The Virginia Tech Board of Visitors recently approved the proposed design for the second phase of the new Dairy Science Complex. Phase II builds upon the new state-of-the-art research facilities and provides additional space for world-class research, teaching, and Virginia Cooperative Extension initiatives in dairy and animal sciences.

The $7.6 million facility will include an applied reproductive physiology facility adjacent to the Virginia-Maryland College of Veterinary Medicine, an intensive metabolic research facility at the Kentland Farm complex, and a bovine extension, teaching and research facility on Plantation Road. 

“The new buildings are an indication of the university’s support of the land-grant mission and will ensure the continued success of our award-winning dairy science program,” said Mike Akers. the department head and a professor of dairy science. “The facilities will allow our students to learn in the best environment possible. We have a strong dairy science program and these facilities make it even better as a hub for research and teaching. What is learned here will increase our understanding of dairy cattle and ultimately help boost profits and efficiency for dairy farmers.”

The new additions reinforce Virginia Tech’s top-notch dairy science program and contributes to the university’s land-grant mission to serve as a resource for residents of the commonwealth.

The move from the former dairy complex on Southgate Road was prompted by the expansion of the Virginia Tech/Montgomery Executive Airport, the Virginia Tech Corporate Research Center, and a new U.S. Route 460 interchange.

Much like Phase I, the commitment to sustainability is evident in Phase II, with architectural details such as a bi-level roof structure and open metal slat walls which promote better natural ventilation without expending energy.

“This is an exciting time to be in the College of Agriculture and Life Sciences and to be a dairy science student,” said Alan Grant, dean of the college. “The new dairy facilities provide unparalleled experiential learning for students and a research facility that faculty can use to solve real issues facing dairy farmers in the commonwealth.”

The new facilities will also be a boon to collaboration.

Scientists working at the new complex will collaborate with partners in the Department of Dairy Science, the Department of Animal and Poultry Sciences, the Agricultural Technology Program, the Virginia-Maryland College of Veterinary Medicine, and with colleagues from industry and universities across the United States.

The facilities will allow the study of basic and applied science and technology, the interfacing of science and production agriculture, and the dissemination of new information on animal nutrition, physiology, lactation, genetics, reproduction, infectious disease, immunology, and the business of dairy enterprise management.

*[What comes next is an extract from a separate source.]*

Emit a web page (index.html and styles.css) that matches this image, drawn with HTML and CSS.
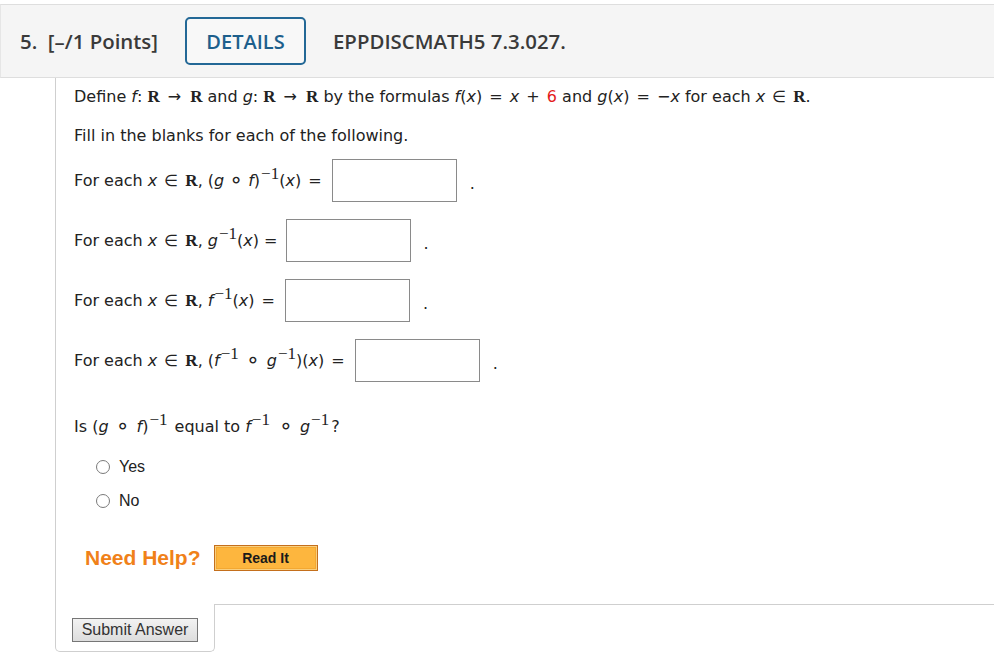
FILE: index.html
```html
<!DOCTYPE html>
<html lang="en">
<head>
<meta charset="utf-8">
<title>EPPDISCMATH5 7.3.027</title>
<link rel="stylesheet" href="styles.css">
</head>
<body>
<div class="header">
  <span class="qnum">5.&nbsp; [–/1 Points]</span>
  <span class="details">DETAILS</span>
  <span class="qcode">EPPDISCMATH5 7.3.027.</span>
</div>
<div class="question">
  <div class="body">
    <p class="line">Define <i>f</i>: <b class="set">R</b><span class="arr">→</span><b class="set">R</b> and <i>g</i>: <b class="set">R</b><span class="arr">→</span><b class="set">R</b> by the formulas <i>f</i>(<i>x</i>) <span class="op">=</span> <i>x</i> <span class="op">+</span> <span class="red">6</span> and <i>g</i>(<i>x</i>) <span class="op">=</span> −<i>x</i> for each <i>x</i> <span class="op">∈</span> <b class="set">R</b>.</p>
    <p class="line fill">Fill in the blanks for each of the following.</p>
    <div class="row first">
      <span>For each <i>x</i> <span class="op">∈</span> <b class="set">R</b>, (<i>g</i> <span class="comp">∘</span> <i>f</i>)<span class="sup">−1</span>(<i>x</i>) <span class="op">=</span></span>
      <span class="blank"></span><span class="dot">.</span>
    </div>
    <div class="row">
      <span>For each <i>x</i> <span class="op">∈</span> <b class="set">R</b>, <i>g</i><span class="sup">−1</span>(<i>x</i>) <span class="op narrow">=</span></span>
      <span class="blank"></span><span class="dot">.</span>
    </div>
    <div class="row">
      <span>For each <i>x</i> <span class="op">∈</span> <b class="set">R</b>, <i>f</i><span class="sup">−1</span>(<i>x</i>) <span class="op">=</span></span>
      <span class="blank"></span><span class="dot">.</span>
    </div>
    <div class="row">
      <span>For each <i>x</i> <span class="op">∈</span> <b class="set">R</b>, (<i>f</i><span class="sup">−1</span> <span class="comp wide">∘</span> <i>g</i><span class="sup">−1</span>)(<i>x</i>) <span class="op">=</span></span>
      <span class="blank"></span><span class="dot">.</span>
    </div>
    <p class="line ask">Is (<i>g</i> <span class="comp wide">∘</span> <i>f</i>)<span class="sup">−1</span> equal to <i>f</i><span class="sup">−1</span> <span class="comp wide">∘</span> <i>g</i><span class="sup">−1</span>?</p>
    <div class="choices">
      <label class="choice"><span class="radio"></span>Yes</label>
      <label class="choice no"><span class="radio"></span>No</label>
    </div>
    <div class="help">
      <span class="need">Need Help?</span>
      <span class="readit">Read It</span>
    </div>
  </div>
  <div class="footer">
    <div class="tab"><span class="submit">Submit Answer</span></div>
    <div class="rest"></div>
  </div>
</div>
</body>
</html>
```
FILE: styles.css
```css
* { box-sizing: border-box; }
body {
  margin: 0;
  background: #fff;
  color: #222;
  font-family: "DejaVu Sans", Verdana, sans-serif;
}
.header {
  margin-top: 4px;
  height: 74px;
  border-top: 1px solid #dedede;
  border-bottom: 1px solid #dedede;
  border-left: 1px solid #e6e6e6;
  background: #f5f5f5;
  display: flex;
  align-items: center;
  gap: 27px;
  padding-left: 19px;
  font-family: "Open Sans", sans-serif;
  color: #3a3a3a;
}
.qnum, .qcode {
  font-size: 20.4px;
  font-weight: 600;
}
.details {
  width: 121px;
  height: 48px;
  border: 2px solid #236896;
  border-radius: 5px;
  display: flex;
  align-items: center;
  justify-content: center;
  font-size: 20px;
  font-weight: 600;
  color: #1d5f8c;
  background: #f8f8f8;
}
.question { margin-left: 55px; }
.body {
  border-left: 1px solid #cfcfcf;
  padding: 9px 0 33px 18px;
  font-size: 16px;
}
.line { margin: 0; line-height: 20px; }
.fill { margin-top: 19px; }
.set { font-family: "Liberation Serif", "Times New Roman", serif; font-weight: bold; font-size: 17px; }
i { font-style: italic; }
.red { color: #e41b1b; }
.arr { padding: 0 9px 0 8px; }
.op { padding: 0 2px; }
.op.narrow { padding: 0; }
.comp { font-size: 22px; line-height: 0; position: relative; top: 1px; }
.comp.wide { padding: 0 2px; }
.sup {
  font-family: "Liberation Serif", serif;
  font-size: 17px;
  position: relative;
  top: -7px;
  line-height: 0;
  padding-left: 1px;
}
.ask .sup { padding-right: 2px; }
.row {
  display: flex;
  align-items: center;
  height: 43px;
  margin-top: 17px;
}
.row.first { margin-top: 13px; }
.blank {
  width: 125px;
  height: 43px;
  border: 1px solid #8a8a8a;
  background: #fff;
  margin-left: 8px;
}
.dot { margin-left: 13px; padding-top: 6px; }
.ask { margin-top: 35px; }
.choices {
  margin-top: 20px;
  padding-left: 22px;
  font-family: Arial, "Liberation Sans", sans-serif;
  font-size: 16px;
}
.choice {
  display: flex;
  align-items: center;
  height: 20px;
  gap: 9px;
}
.choice.no { margin-top: 14px; }
.radio {
  width: 14px;
  height: 14px;
  border: 1px solid #7a7a7a;
  border-radius: 50%;
  background: #fff;
}
.help {
  margin-top: 34px;
  padding-left: 11px;
  display: flex;
  align-items: center;
  gap: 13px;
  height: 26px;
}
.need {
  font-family: Arial, "Liberation Sans", sans-serif;
  font-weight: bold;
  font-size: 21px;
  color: #f08119;
}
.readit {
  width: 104px;
  height: 26px;
  border: 1px solid #c46f1c;
  box-shadow: inset 0 0 0 1px #f9cf7e, inset 0 0 0 2px #f3a832;
  background: #fdb63e;
  display: flex;
  align-items: center;
  justify-content: center;
  font-family: Arial, "Liberation Sans", sans-serif;
  font-weight: bold;
  font-size: 14px;
  color: #1a1a1a;
}
.footer { display: flex; }
.tab {
  width: 160px;
  height: 48px;
  border-left: 1px solid #cfcfcf;
  border-right: 1px solid #cfcfcf;
  border-bottom: 1px solid #cfcfcf;
  border-radius: 0 0 5px 5px;
  padding: 14px 0 0 16px;
}
.rest { flex: 1; border-top: 1px solid #cfcfcf; }
.submit {
  display: inline-flex;
  align-items: center;
  justify-content: center;
  width: 126px;
  height: 24px;
  border: 1px solid #767676;
  background: linear-gradient(#f2f2f2, #dddddd);
  font-family: Arial, "Liberation Sans", sans-serif;
  font-size: 16px;
  color: #333;
}
```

Studies also include nutritional and management approaches to minimize environmental impacts of dairy farm operations and the study of mechanisms involved in control of disease and the improvement of milk quality.

This first phase of construction was funded by Virginia Tech with nongeneral funds. The project was completed in the summer of 2015 and the cows were relocated in August.

Construction on Phase II is expected to start in 2016.

Some of the features of Phase 1 included a double-12 parallel milking parlor with a computerized milk-monitoring system, a freestall barn where the 228 milking cows are housed, a modern waste management system, a special needs heifer barn, and a pre-weaned calf facility.